■ Problem description
Gather all lines in the data that hold the string "this".

-- start Records to process --

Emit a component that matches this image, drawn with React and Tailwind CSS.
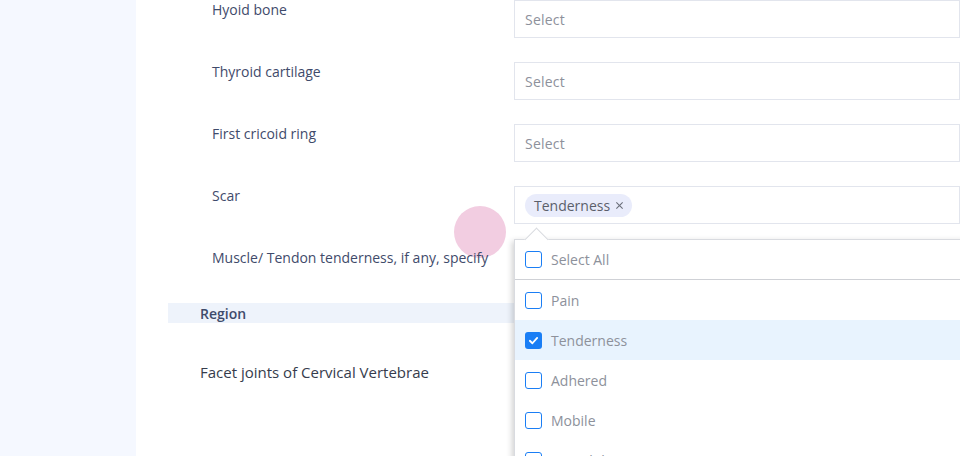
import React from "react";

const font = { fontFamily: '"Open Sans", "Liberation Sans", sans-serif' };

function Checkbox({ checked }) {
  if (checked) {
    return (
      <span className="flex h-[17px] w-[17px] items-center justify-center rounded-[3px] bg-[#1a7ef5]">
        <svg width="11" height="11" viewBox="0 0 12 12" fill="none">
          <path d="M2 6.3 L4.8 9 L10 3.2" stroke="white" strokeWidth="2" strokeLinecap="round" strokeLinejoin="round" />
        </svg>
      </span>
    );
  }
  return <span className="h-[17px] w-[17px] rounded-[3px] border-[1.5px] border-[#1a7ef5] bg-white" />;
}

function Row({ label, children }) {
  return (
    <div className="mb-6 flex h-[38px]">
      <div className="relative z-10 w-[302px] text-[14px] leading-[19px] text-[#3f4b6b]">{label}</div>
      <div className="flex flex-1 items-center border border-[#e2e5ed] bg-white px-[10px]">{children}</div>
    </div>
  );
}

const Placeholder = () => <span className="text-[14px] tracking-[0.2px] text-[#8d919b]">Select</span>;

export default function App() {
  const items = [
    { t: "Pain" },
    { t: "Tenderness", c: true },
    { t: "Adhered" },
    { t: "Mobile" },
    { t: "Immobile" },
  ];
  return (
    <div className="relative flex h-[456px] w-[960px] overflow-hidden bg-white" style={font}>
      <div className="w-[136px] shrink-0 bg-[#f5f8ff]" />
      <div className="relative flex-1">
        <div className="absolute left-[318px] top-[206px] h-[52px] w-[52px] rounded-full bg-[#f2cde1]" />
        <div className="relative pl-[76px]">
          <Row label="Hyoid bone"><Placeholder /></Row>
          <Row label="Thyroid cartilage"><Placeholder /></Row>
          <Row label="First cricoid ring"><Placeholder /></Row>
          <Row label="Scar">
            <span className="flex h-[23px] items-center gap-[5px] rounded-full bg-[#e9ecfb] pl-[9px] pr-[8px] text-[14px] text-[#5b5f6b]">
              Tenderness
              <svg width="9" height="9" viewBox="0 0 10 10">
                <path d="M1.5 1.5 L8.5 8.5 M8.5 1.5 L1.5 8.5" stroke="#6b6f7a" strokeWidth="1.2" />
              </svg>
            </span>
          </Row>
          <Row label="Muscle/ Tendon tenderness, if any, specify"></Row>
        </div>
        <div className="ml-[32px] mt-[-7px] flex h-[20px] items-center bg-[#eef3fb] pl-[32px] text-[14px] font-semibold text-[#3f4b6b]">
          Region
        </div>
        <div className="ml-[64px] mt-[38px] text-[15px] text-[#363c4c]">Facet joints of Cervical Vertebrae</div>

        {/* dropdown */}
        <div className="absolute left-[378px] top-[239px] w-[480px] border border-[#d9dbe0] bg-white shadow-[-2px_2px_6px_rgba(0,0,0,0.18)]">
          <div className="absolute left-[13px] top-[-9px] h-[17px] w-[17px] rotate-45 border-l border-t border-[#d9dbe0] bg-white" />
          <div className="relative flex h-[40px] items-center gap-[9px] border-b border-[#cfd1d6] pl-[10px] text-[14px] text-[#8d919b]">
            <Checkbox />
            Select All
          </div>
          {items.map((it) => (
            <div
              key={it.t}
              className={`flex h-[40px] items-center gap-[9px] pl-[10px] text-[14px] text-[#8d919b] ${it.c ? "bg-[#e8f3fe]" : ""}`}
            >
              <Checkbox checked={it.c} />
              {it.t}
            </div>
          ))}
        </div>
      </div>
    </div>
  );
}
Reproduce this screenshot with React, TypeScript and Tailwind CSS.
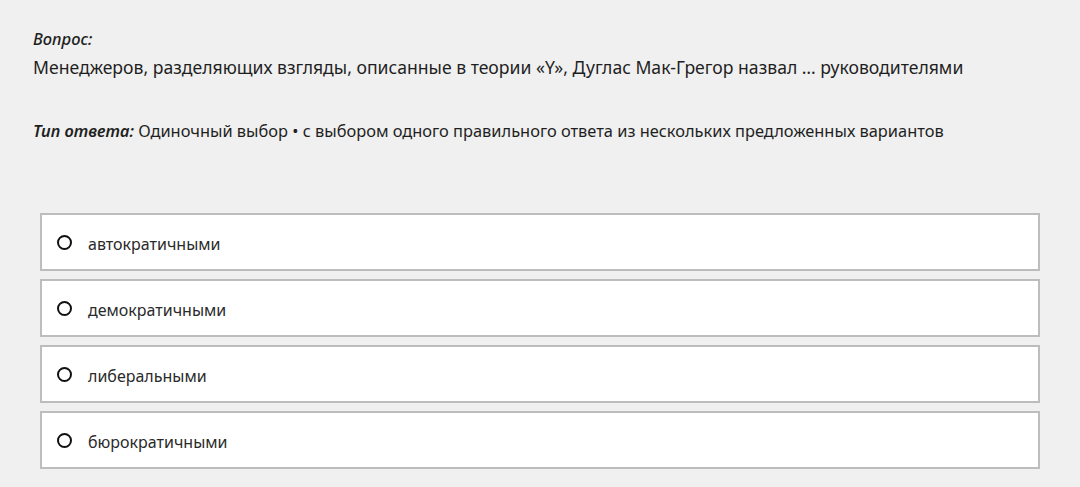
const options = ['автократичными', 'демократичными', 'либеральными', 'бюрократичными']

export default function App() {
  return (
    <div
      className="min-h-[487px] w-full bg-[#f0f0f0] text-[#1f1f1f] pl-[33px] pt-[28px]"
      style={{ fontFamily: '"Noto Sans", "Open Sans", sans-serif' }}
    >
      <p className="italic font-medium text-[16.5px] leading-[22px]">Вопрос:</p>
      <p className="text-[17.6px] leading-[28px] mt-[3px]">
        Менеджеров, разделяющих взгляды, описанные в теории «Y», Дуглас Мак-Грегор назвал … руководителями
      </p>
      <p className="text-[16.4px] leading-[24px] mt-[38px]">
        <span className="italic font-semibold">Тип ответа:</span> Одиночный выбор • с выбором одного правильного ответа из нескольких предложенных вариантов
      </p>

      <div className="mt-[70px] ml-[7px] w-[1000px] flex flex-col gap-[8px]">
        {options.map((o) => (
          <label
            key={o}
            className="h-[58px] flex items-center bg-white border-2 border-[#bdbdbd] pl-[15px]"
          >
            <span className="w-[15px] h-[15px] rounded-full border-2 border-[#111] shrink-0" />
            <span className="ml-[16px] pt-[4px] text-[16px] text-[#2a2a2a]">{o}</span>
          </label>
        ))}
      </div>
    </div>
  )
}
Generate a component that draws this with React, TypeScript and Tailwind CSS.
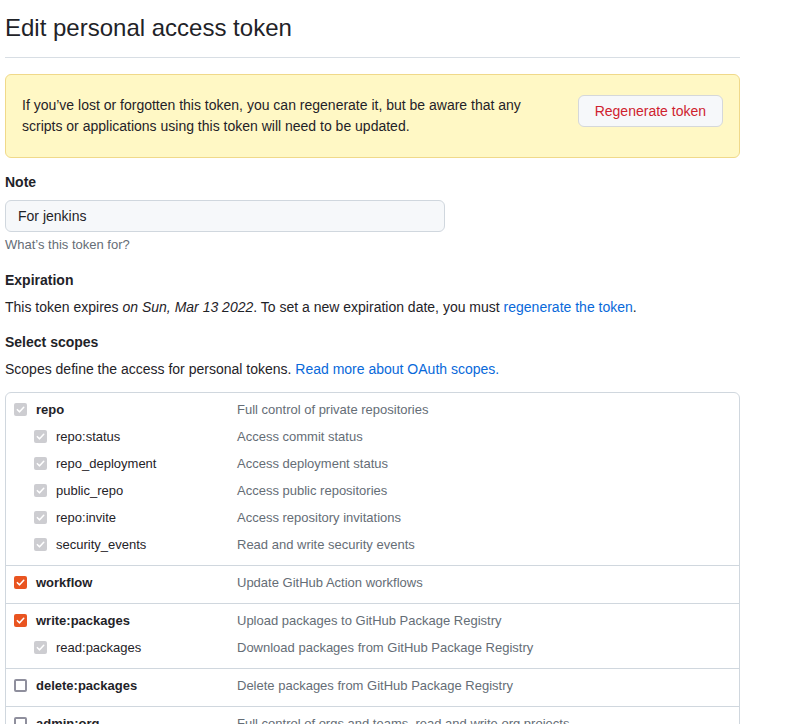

-- end Records to process --

■ Complete output
Emit a component that matches this image, drawn with React and Tailwind CSS.
Reproduce this screenshot with React, TypeScript and Tailwind CSS.
Generate a component that draws this with React, TypeScript and Tailwind CSS.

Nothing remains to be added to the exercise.